> _Given material_:

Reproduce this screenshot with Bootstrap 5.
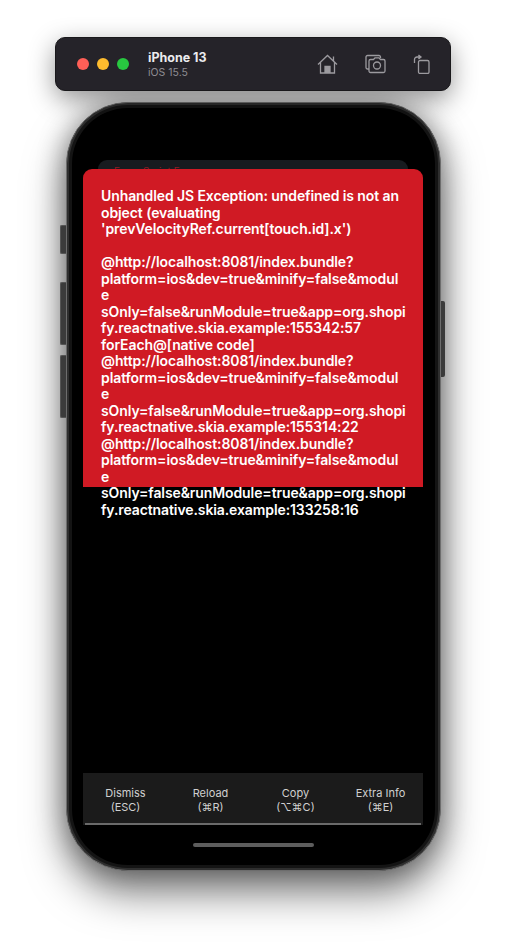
<!DOCTYPE html>
<html lang="en">
<head>
<meta charset="utf-8">
<title>iPhone 13 simulator</title>
<link href="https://cdn.jsdelivr.net/npm/bootstrap@5.3.0/dist/css/bootstrap.min.css" rel="stylesheet">
<style>
html, body { height: 948px; overflow: hidden; background: #fff; }
body { font-family: Inter, "Liberation Sans", sans-serif; padding-top: 37px; }
.sim-bar { width: 396px; height: 54px; margin-left: 55px; background: #252329; border: 1px solid #19181b; border-radius: 10px; padding: 0 21px; box-shadow: 0 8px 26px rgba(0,0,0,.42); position: relative; z-index: 2; }
.dot { width: 12px; height: 12px; border-radius: 50%; }
.dot-r { background: #ff5f57; } .dot-y { background: #febc2e; } .dot-g { background: #28c840; }
.sim-title { margin-left: 19px; line-height: 1; }
.sim-name { font-size: 12.5px; font-weight: 700; color: #ececee; line-height: 15px; }
.sim-os { font-size: 10.5px; color: #8f8d93; line-height: 13px; margin-top: 1px; }
.sim-icons { gap: 27px; margin-right: -1px; }
.sim-icons svg { fill: none; stroke: #9c9a9f; stroke-width: 1.3; display: block; }
.phone { width: 375px; height: 769px; margin: 11px 0 0 66px; background: #000; border-radius: 62px; border: 1px solid #6d6d6d; box-shadow: 0 0 0 0 #000, inset 0 0 0 2px #2e2e2e, inset 0 0 0 5px #141414, 0 22px 40px rgba(0,0,0,.5), 0 0 28px rgba(0,0,0,.38); position: relative; padding: 66px 17px 0 16px; }
.side-btn { position: absolute; left: -7px; width: 6px; background: #3b3b3b; border: 1px solid #555; border-right: 0; border-radius: 2px 0 0 2px; }
.side-a { top: 122px; height: 29px; } .side-b { top: 179px; height: 63px; } .side-c { top: 252px; height: 63px; }
.side-d { position: absolute; right: -5px; top: 198px; width: 4px; height: 76px; background: #3b3b3b; border-radius: 0 2px 2px 0; }
.back-card { position: absolute; left: 31px; right: 32px; top: 57px; height: 40px; background: #171b1f; border-radius: 9px; color: #8e1b24; font-size: 10px; padding: 4px 16px; overflow: hidden; white-space: nowrap; }
.err-box { position: relative; height: 318px; background: #d01a24; border-radius: 9px 9px 0 0; color: #fff; font-size: 14px; font-weight: 600; line-height: 16.5px; padding: 19px 17px 0 18px; word-break: break-all; letter-spacing: -.1px; }
.err-word { word-break: normal; }
.action-bar { position: absolute; left: 16px; right: 17px; top: 670px; height: 52px; background: #1b1b1b; color: #d0d0d0; font-size: 11px; line-height: 13.5px; text-align: center; padding-top: 14px; }
.action-bar::after { content: ""; position: absolute; left: 2px; right: 2px; bottom: 0; height: 2px; background: #6a6a6a; }
.home-pill { position: absolute; left: 126px; top: 740px; width: 121px; height: 4px; border-radius: 2px; background: #5d5d5d; }
</style>
</head>
<body>
<div class="sim-bar d-flex align-items-center">
  <div class="d-flex gap-2"><span class="dot dot-r"></span><span class="dot dot-y"></span><span class="dot dot-g"></span></div>
  <div class="sim-title"><div class="sim-name">iPhone 13</div><div class="sim-os">iOS 15.5</div></div>
  <div class="sim-icons d-flex align-items-center ms-auto">
    <svg width="21" height="20" viewBox="0 0 21 20" aria-hidden="true"><path d="M1 10.5 10.5 1.5 20 10.5M3.5 8.5V19H17.5V8.5M16.5 6.8V2.5"/><path d="M8 19V12.5H13V19" fill="#9c9a9f"/></svg>
    <svg width="21" height="20" viewBox="0 0 21 20" aria-hidden="true"><path d="M4 15H2.5A1.5 1.5 0 0 1 1 13.500V3A1.500 1.500 0 0 1 2.500 1.500H14A1.500 1.500 0 0 1 15.500 3V4"/><path d="M5.500 5.500H8.500L10 3.800H14L15.500 5.500H18.500A1.500 1.500 0 0 1 20 7V17A1.500 1.500 0 0 1 18.500 18.500H5.500A1.500 1.500 0 0 1 4 17V7A1.500 1.500 0 0 1 5.500 5.500Z"/><circle cx="12" cy="11.500" r="3.500"/></svg>
    <svg width="17" height="20" viewBox="0 0 17 20" aria-hidden="true"><rect x="5.500" y="6.500" width="10.500" height="13" rx="1.500"/><path d="M1.500 9V5.500A2.500 2.500 0 0 1 4 3H7.500"/><path d="M5.500 1 8 3 5.500 5" fill="#9c9a9f"/></svg>
  </div>
</div>
<div class="phone">
  <span class="side-btn side-a"></span><span class="side-btn side-b"></span><span class="side-btn side-c"></span><span class="side-d"></span>
  <div class="back-card">Error: Script Error</div>
  <div class="err-box"><span class="err-word">Unhandled JS Exception: undefined is not an object (evaluating</span><br><span class="err-word">'prevVelocityRef.current[touch.id].x')</span><br><br>@http://localhost:8081/index.bundle?<br>platform=ios&amp;dev=true&amp;minify=false&amp;module<br>sOnly=false&amp;runModule=true&amp;app=org.shopi<br>fy.reactnative.skia.example:155342:57<br>forEach@[native code]<br>@http://localhost:8081/index.bundle?<br>platform=ios&amp;dev=true&amp;minify=false&amp;module<br>sOnly=false&amp;runModule=true&amp;app=org.shopi<br>fy.reactnative.skia.example:155314:22<br>@http://localhost:8081/index.bundle?<br>platform=ios&amp;dev=true&amp;minify=false&amp;module<br>sOnly=false&amp;runModule=true&amp;app=org.shopi<br>fy.reactnative.skia.example:133258:16</div>
  <div class="action-bar row g-0">
    <div class="col-3">Dismiss<br>(ESC)</div>
    <div class="col-3">Reload<br>(⌘R)</div>
    <div class="col-3">Copy<br>(⌥⌘C)</div>
    <div class="col-3">Extra Info<br>(⌘E)</div>
  </div>
  <div class="home-pill"></div>
</div>
<script src="https://cdn.jsdelivr.net/npm/bootstrap@5.3.0/dist/js/bootstrap.bundle.min.js"></script>
</body>
</html>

> _What is expected_:
Please write out all of the material above without changing a word, and omit any pictures.

> _Answer to this problem_:
Reproduce this screenshot with Bootstrap 5.
<!DOCTYPE html>
<html lang="en">
<head>
<meta charset="utf-8">
<title>iPhone 13 simulator</title>
<link href="https://cdn.jsdelivr.net/npm/bootstrap@5.3.0/dist/css/bootstrap.min.css" rel="stylesheet">
<style>
html, body { height: 948px; overflow: hidden; background: #fff; }
body { font-family: Inter, "Liberation Sans", sans-serif; padding-top: 37px; }
.sim-bar { width: 396px; height: 54px; margin-left: 55px; background: #252329; border: 1px solid #19181b; border-radius: 10px; padding: 0 21px; box-shadow: 0 8px 26px rgba(0,0,0,.42); position: relative; z-index: 2; }
.dot { width: 12px; height: 12px; border-radius: 50%; }
.dot-r { background: #ff5f57; } .dot-y { background: #febc2e; } .dot-g { background: #28c840; }
.sim-title { margin-left: 19px; line-height: 1; }
.sim-name { font-size: 12.5px; font-weight: 700; color: #ececee; line-height: 15px; }
.sim-os { font-size: 10.5px; color: #8f8d93; line-height: 13px; margin-top: 1px; }
.sim-icons { gap: 27px; margin-right: -1px; }
.sim-icons svg { fill: none; stroke: #9c9a9f; stroke-width: 1.3; display: block; }
.phone { width: 375px; height: 769px; margin: 11px 0 0 66px; background: #000; border-radius: 62px; border: 1px solid #6d6d6d; box-shadow: 0 0 0 0 #000, inset 0 0 0 2px #2e2e2e, inset 0 0 0 5px #141414, 0 22px 40px rgba(0,0,0,.5), 0 0 28px rgba(0,0,0,.38); position: relative; padding: 66px 17px 0 16px; }
.side-btn { position: absolute; left: -7px; width: 6px; background: #3b3b3b; border: 1px solid #555; border-right: 0; border-radius: 2px 0 0 2px; }
.side-a { top: 122px; height: 29px; } .side-b { top: 179px; height: 63px; } .side-c { top: 252px; height: 63px; }
.side-d { position: absolute; right: -5px; top: 198px; width: 4px; height: 76px; background: #3b3b3b; border-radius: 0 2px 2px 0; }
.back-card { position: absolute; left: 31px; right: 32px; top: 57px; height: 40px; background: #171b1f; border-radius: 9px; color: #8e1b24; font-size: 10px; padding: 4px 16px; overflow: hidden; white-space: nowrap; }
.err-box { position: relative; height: 318px; background: #d01a24; border-radius: 9px 9px 0 0; color: #fff; font-size: 14px; font-weight: 600; line-height: 16.5px; padding: 19px 17px 0 18px; word-break: break-all; letter-spacing: -.1px; }
.err-word { word-break: normal; }
.action-bar { position: absolute; left: 16px; right: 17px; top: 670px; height: 52px; background: #1b1b1b; color: #d0d0d0; font-size: 11px; line-height: 13.5px; text-align: center; padding-top: 14px; }
.action-bar::after { content: ""; position: absolute; left: 2px; right: 2px; bottom: 0; height: 2px; background: #6a6a6a; }
.home-pill { position: absolute; left: 126px; top: 740px; width: 121px; height: 4px; border-radius: 2px; background: #5d5d5d; }
</style>
</head>
<body>
<div class="sim-bar d-flex align-items-center">
  <div class="d-flex gap-2"><span class="dot dot-r"></span><span class="dot dot-y"></span><span class="dot dot-g"></span></div>
  <div class="sim-title"><div class="sim-name">iPhone 13</div><div class="sim-os">iOS 15.5</div></div>
  <div class="sim-icons d-flex align-items-center ms-auto">
    <svg width="21" height="20" viewBox="0 0 21 20" aria-hidden="true"><path d="M1 10.5 10.5 1.5 20 10.5M3.5 8.5V19H17.5V8.5M16.5 6.8V2.5"/><path d="M8 19V12.5H13V19" fill="#9c9a9f"/></svg>
    <svg width="21" height="20" viewBox="0 0 21 20" aria-hidden="true"><path d="M4 15H2.5A1.5 1.5 0 0 1 1 13.500V3A1.500 1.500 0 0 1 2.500 1.500H14A1.500 1.500 0 0 1 15.500 3V4"/><path d="M5.500 5.500H8.500L10 3.800H14L15.500 5.500H18.500A1.500 1.500 0 0 1 20 7V17A1.500 1.500 0 0 1 18.500 18.500H5.500A1.500 1.500 0 0 1 4 17V7A1.500 1.500 0 0 1 5.500 5.500Z"/><circle cx="12" cy="11.500" r="3.500"/></svg>
    <svg width="17" height="20" viewBox="0 0 17 20" aria-hidden="true"><rect x="5.500" y="6.500" width="10.500" height="13" rx="1.500"/><path d="M1.500 9V5.500A2.500 2.500 0 0 1 4 3H7.500"/><path d="M5.500 1 8 3 5.500 5" fill="#9c9a9f"/></svg>
  </div>
</div>
<div class="phone">
  <span class="side-btn side-a"></span><span class="side-btn side-b"></span><span class="side-btn side-c"></span><span class="side-d"></span>
  <div class="back-card">Error: Script Error</div>
  <div class="err-box"><span class="err-word">Unhandled JS Exception: undefined is not an object (evaluating</span><br><span class="err-word">'prevVelocityRef.current[touch.id].x')</span><br><br>@http://localhost:8081/index.bundle?<br>platform=ios&amp;dev=true&amp;minify=false&amp;module<br>sOnly=false&amp;runModule=true&amp;app=org.shopi<br>fy.reactnative.skia.example:155342:57<br>forEach@[native code]<br>@http://localhost:8081/index.bundle?<br>platform=ios&amp;dev=true&amp;minify=false&amp;module<br>sOnly=false&amp;runModule=true&amp;app=org.shopi<br>fy.reactnative.skia.example:155314:22<br>@http://localhost:8081/index.bundle?<br>platform=ios&amp;dev=true&amp;minify=false&amp;module<br>sOnly=false&amp;runModule=true&amp;app=org.shopi<br>fy.reactnative.skia.example:133258:16</div>
  <div class="action-bar row g-0">
    <div class="col-3">Dismiss<br>(ESC)</div>
    <div class="col-3">Reload<br>(⌘R)</div>
    <div class="col-3">Copy<br>(⌥⌘C)</div>
    <div class="col-3">Extra Info<br>(⌘E)</div>
  </div>
  <div class="home-pill"></div>
</div>
<script src="https://cdn.jsdelivr.net/npm/bootstrap@5.3.0/dist/js/bootstrap.bundle.min.js"></script>
</body>
</html>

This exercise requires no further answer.